_Objective:_
Using the listing below, please gather every line containing the word "screenshot".

▬▬▬▬▬▬▬▬▬▬

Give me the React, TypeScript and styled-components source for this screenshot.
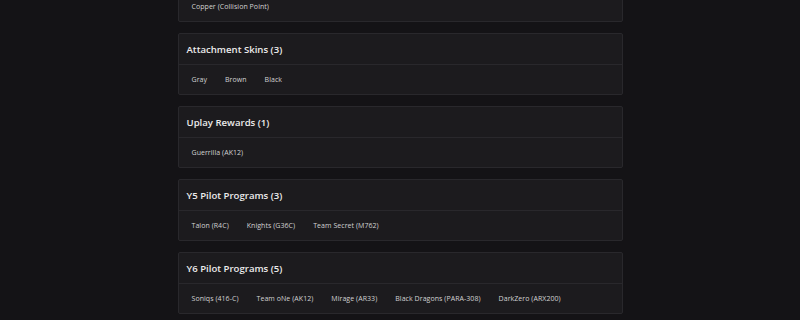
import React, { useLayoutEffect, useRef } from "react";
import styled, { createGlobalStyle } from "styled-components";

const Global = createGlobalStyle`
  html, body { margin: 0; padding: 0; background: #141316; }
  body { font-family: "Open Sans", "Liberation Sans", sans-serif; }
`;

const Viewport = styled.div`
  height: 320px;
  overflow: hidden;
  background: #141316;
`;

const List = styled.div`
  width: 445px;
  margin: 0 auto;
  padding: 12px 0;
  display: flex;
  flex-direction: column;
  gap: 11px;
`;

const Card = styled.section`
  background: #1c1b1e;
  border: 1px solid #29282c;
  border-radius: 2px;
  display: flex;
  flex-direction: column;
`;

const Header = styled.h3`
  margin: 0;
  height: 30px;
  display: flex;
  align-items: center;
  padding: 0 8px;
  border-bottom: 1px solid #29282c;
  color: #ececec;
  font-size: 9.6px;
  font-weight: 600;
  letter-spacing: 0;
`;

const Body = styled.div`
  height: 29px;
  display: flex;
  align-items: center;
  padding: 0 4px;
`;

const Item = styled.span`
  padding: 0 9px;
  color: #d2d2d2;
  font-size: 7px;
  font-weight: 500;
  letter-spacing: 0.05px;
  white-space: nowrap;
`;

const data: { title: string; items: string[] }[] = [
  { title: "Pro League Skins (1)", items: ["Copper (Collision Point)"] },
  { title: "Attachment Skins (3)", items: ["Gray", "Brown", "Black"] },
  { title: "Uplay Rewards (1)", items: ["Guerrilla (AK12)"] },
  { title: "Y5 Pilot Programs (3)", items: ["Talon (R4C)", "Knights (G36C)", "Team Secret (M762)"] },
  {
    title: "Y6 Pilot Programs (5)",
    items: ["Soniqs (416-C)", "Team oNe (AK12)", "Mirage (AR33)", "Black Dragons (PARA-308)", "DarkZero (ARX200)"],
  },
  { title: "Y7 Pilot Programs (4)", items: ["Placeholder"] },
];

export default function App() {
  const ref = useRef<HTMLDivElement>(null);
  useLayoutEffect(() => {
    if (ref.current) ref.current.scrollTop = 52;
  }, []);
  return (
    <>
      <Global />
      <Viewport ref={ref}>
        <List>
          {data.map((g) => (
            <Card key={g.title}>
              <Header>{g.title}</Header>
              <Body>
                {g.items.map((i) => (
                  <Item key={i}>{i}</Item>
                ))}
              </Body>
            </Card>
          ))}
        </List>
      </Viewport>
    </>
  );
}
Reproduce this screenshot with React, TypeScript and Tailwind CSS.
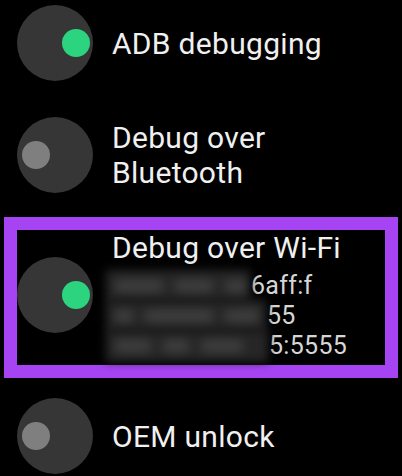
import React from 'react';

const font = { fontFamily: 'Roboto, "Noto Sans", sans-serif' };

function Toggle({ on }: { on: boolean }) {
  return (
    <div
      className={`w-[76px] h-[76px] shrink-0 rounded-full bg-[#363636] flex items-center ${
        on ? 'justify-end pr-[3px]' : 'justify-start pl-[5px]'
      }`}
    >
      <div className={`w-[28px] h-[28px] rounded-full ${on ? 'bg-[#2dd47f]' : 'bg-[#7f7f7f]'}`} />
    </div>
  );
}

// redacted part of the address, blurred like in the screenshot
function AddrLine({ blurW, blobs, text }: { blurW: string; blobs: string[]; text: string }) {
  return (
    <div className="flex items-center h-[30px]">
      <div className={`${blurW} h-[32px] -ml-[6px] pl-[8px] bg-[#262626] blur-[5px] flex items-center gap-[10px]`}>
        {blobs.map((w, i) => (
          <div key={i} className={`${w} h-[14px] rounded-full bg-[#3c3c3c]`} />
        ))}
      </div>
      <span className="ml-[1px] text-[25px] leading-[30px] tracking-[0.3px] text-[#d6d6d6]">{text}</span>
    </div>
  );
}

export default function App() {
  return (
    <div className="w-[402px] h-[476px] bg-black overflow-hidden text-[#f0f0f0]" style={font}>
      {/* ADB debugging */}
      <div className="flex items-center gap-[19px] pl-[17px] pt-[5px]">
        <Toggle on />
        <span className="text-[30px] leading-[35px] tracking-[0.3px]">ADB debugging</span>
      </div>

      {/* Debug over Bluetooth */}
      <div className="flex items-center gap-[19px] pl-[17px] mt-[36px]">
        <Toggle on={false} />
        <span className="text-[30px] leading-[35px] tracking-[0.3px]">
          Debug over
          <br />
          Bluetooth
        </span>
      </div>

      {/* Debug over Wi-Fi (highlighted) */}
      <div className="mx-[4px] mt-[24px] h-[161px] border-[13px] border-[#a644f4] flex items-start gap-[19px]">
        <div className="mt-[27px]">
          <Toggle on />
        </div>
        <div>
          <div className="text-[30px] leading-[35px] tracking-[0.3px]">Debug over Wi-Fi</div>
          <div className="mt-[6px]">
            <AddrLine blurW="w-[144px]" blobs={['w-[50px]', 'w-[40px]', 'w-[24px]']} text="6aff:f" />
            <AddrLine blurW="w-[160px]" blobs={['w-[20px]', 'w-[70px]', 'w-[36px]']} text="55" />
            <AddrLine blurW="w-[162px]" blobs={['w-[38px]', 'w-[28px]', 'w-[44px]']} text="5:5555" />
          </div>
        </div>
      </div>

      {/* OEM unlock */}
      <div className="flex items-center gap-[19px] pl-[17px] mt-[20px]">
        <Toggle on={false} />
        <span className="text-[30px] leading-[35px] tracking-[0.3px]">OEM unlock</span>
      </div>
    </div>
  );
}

▬▬▬▬▬▬▬▬▬▬

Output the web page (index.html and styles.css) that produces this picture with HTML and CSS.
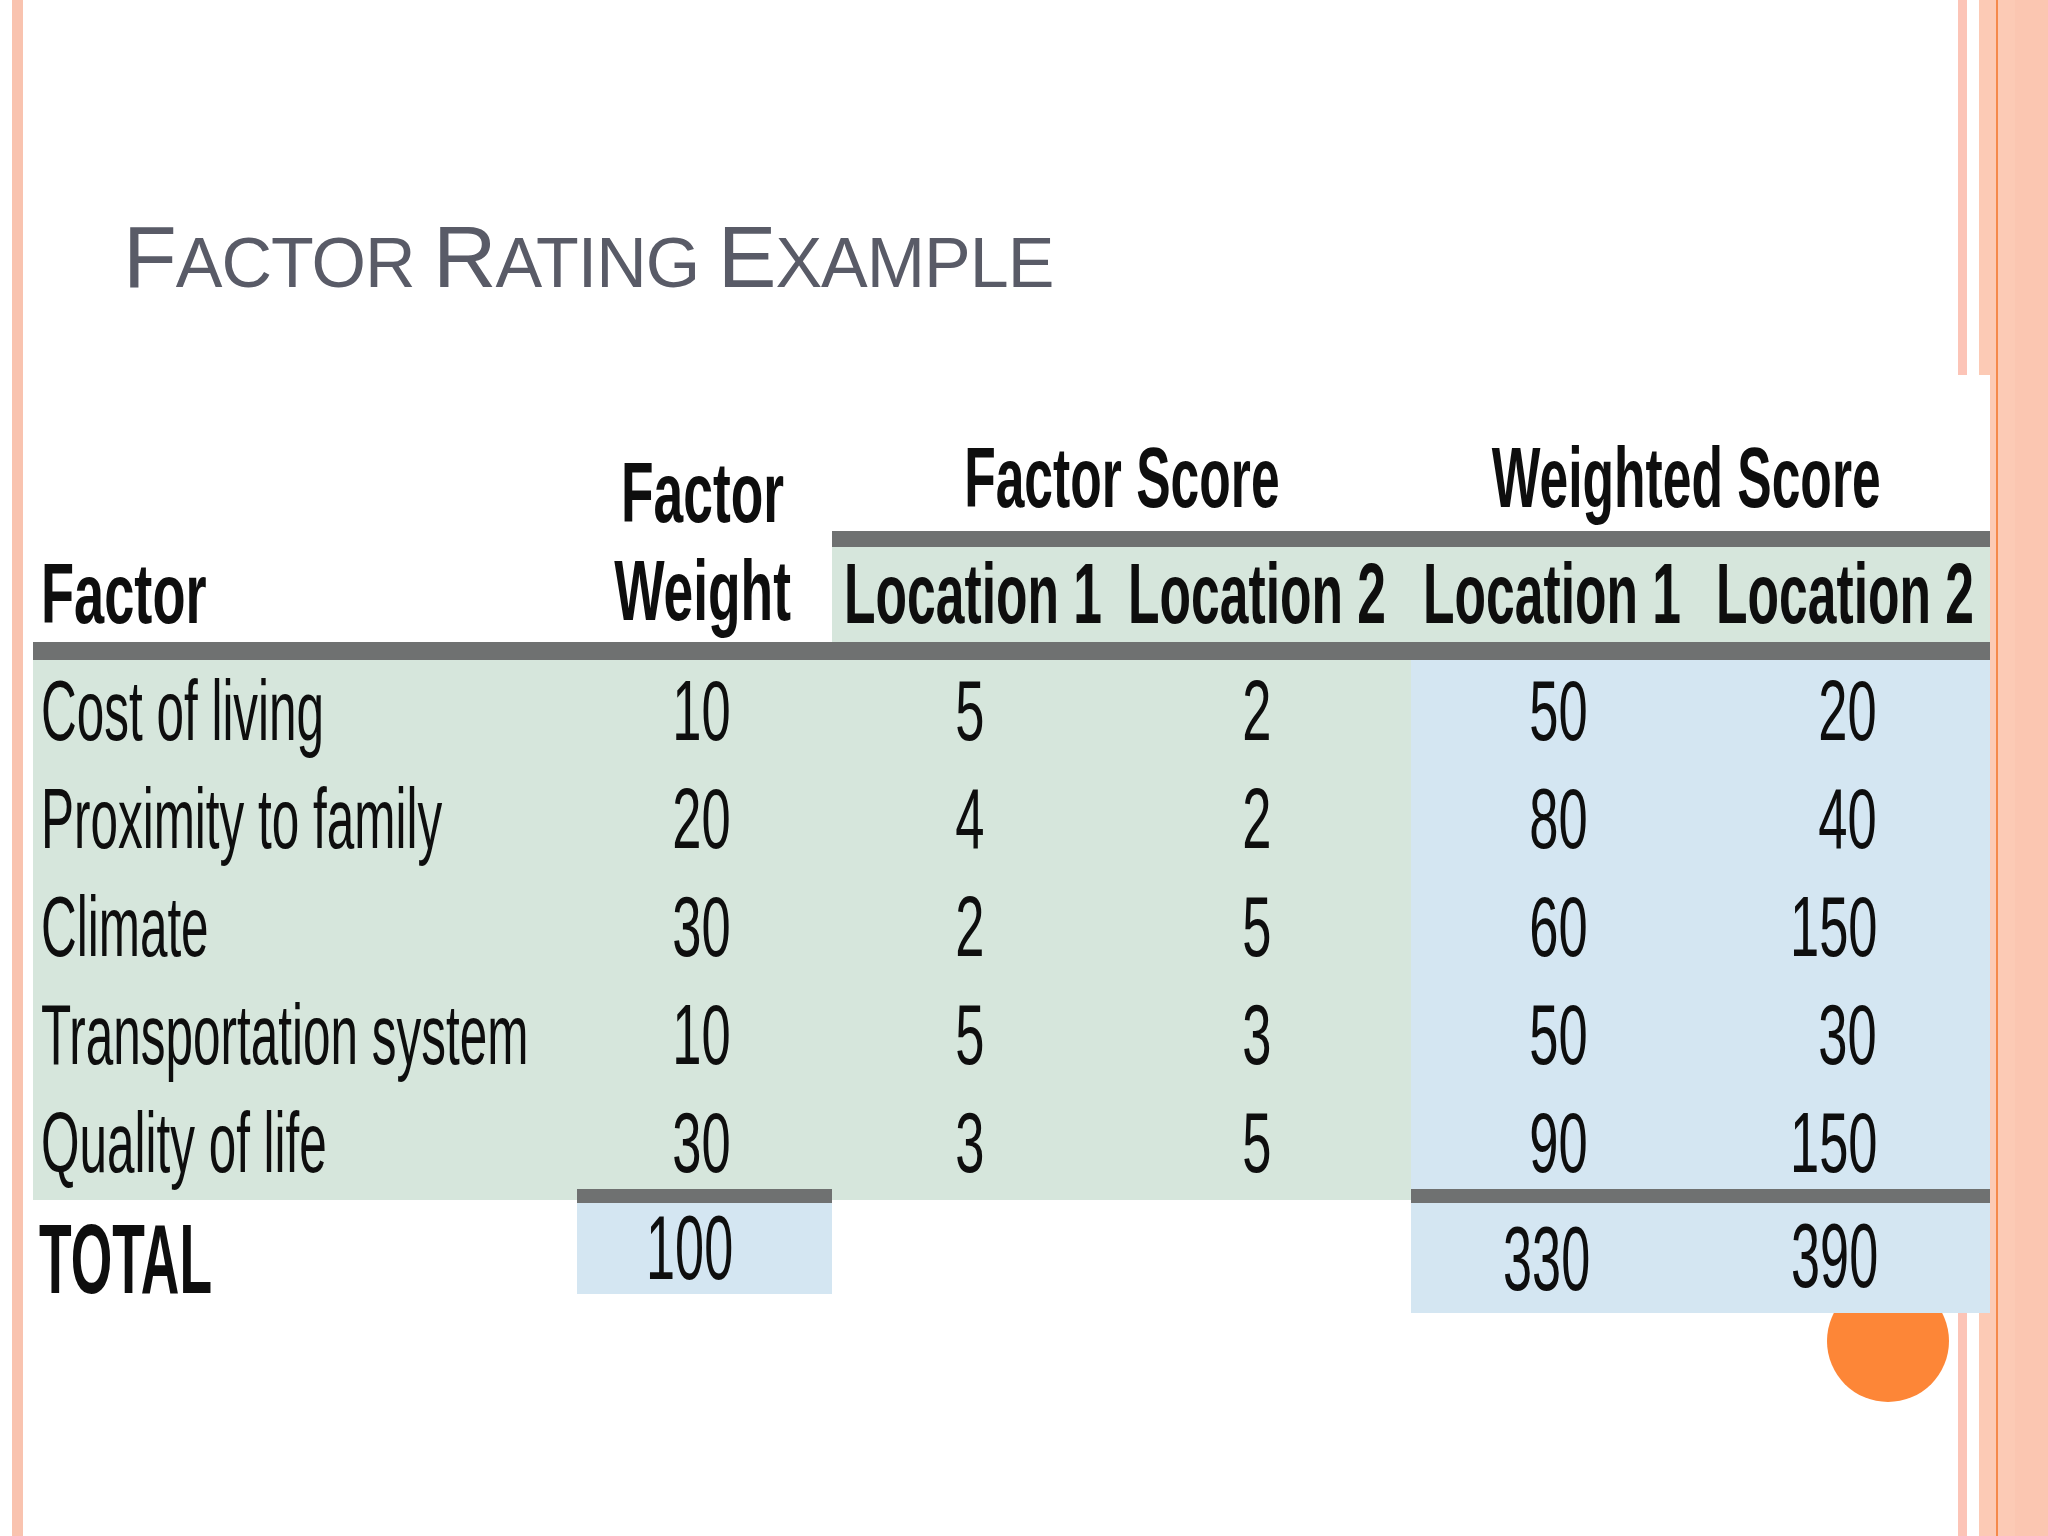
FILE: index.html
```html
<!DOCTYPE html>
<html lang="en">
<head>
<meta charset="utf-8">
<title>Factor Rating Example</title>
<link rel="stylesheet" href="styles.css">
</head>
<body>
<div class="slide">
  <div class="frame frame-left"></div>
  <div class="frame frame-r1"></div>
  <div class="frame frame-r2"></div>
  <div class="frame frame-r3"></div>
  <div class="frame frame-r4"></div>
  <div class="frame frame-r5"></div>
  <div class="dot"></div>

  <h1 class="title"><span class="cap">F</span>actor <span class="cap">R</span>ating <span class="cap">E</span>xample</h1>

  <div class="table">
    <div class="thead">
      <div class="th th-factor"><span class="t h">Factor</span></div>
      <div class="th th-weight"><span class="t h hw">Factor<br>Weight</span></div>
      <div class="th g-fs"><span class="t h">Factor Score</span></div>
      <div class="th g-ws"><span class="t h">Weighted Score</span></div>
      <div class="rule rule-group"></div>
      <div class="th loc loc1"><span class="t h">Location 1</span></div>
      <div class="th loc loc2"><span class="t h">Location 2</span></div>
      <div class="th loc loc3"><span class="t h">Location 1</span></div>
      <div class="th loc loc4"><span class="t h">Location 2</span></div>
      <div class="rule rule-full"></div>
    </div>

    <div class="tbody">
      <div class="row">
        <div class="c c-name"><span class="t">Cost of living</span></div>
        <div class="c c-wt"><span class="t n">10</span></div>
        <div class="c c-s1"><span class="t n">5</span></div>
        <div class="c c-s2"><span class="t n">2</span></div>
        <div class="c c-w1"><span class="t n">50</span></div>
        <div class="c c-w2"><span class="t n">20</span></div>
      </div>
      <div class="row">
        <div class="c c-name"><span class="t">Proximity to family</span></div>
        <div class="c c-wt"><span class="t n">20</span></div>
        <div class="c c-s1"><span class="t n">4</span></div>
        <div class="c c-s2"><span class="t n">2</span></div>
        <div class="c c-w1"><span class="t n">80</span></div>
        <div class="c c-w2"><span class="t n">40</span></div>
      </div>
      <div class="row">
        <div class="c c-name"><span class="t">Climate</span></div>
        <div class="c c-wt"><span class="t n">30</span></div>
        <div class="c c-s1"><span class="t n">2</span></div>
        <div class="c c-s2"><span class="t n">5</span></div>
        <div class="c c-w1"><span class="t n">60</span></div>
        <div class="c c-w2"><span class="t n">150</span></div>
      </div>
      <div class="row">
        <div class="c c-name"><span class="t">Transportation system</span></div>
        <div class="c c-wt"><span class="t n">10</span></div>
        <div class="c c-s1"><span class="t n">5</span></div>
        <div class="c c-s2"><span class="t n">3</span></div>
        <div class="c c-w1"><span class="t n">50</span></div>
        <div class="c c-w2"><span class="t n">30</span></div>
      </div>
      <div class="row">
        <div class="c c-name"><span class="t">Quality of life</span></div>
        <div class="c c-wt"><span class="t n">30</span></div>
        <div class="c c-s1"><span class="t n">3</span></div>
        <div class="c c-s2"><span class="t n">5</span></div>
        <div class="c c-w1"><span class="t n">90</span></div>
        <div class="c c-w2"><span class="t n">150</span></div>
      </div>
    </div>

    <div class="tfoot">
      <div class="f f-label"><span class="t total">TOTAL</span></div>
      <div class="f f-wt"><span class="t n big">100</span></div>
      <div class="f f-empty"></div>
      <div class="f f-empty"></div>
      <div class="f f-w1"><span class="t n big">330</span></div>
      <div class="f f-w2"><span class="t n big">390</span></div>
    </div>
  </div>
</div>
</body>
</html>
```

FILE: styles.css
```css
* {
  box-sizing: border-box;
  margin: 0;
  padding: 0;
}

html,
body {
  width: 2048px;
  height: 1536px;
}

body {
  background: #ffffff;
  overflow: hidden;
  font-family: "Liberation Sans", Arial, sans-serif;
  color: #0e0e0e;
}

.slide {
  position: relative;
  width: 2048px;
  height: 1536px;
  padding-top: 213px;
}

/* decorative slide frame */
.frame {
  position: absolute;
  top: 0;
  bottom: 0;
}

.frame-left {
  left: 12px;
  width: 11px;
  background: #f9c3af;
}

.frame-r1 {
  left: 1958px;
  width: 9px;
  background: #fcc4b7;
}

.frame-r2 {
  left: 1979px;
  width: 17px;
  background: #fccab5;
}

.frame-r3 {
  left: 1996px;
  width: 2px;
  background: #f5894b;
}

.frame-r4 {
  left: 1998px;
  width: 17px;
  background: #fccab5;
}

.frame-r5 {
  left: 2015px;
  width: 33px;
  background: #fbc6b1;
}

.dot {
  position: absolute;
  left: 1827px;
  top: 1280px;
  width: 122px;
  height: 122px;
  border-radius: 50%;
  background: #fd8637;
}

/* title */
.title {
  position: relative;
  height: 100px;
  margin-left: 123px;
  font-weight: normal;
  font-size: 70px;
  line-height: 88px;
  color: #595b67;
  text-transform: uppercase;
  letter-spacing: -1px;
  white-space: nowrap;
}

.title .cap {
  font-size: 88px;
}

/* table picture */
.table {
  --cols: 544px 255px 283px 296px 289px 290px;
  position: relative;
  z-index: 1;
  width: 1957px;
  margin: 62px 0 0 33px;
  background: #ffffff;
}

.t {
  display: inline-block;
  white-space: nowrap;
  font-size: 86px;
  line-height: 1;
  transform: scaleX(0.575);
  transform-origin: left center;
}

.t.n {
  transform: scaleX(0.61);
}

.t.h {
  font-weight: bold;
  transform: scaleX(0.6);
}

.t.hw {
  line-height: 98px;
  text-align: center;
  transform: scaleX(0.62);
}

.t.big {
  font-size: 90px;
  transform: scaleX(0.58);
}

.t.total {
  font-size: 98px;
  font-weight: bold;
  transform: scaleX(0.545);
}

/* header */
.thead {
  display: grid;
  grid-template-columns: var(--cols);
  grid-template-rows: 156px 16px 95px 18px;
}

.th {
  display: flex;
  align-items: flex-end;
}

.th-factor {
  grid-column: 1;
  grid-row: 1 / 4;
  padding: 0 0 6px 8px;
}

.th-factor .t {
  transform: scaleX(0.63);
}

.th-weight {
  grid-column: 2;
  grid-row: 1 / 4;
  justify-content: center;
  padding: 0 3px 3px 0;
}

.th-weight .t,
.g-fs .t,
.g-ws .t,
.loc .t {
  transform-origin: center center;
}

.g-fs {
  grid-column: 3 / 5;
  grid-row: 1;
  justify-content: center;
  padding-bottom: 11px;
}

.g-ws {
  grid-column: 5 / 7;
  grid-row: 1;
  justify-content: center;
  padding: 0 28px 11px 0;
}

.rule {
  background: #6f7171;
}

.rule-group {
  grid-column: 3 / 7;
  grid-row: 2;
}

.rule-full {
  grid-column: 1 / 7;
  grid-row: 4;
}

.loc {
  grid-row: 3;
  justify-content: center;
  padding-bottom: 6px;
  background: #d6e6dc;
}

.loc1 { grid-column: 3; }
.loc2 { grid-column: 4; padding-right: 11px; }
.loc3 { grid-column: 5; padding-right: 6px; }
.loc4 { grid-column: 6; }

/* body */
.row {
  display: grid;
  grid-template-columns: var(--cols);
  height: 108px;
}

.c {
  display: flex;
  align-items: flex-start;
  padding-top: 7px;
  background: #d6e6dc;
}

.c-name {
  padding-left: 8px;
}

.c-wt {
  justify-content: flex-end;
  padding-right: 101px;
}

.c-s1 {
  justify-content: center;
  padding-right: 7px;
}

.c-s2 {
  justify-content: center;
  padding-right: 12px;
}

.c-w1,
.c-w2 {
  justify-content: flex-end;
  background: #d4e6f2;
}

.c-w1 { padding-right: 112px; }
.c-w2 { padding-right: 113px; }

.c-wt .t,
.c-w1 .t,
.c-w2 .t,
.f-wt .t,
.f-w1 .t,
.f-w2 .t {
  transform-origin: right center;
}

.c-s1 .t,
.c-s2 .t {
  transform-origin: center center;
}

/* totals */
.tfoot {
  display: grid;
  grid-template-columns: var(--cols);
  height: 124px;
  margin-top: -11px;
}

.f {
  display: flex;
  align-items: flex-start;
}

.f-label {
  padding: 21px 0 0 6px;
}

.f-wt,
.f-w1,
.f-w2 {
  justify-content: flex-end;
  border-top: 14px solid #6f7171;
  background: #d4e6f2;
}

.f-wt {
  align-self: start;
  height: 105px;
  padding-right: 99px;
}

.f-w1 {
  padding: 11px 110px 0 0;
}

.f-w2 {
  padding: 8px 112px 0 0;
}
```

▬▬▬▬▬▬▬▬▬▬

_Exercise solution:_
Give me the React, TypeScript and styled-components source for this screenshot.
Reproduce this screenshot with React, TypeScript and Tailwind CSS.
// redacted part of the address, blurred like in the screenshot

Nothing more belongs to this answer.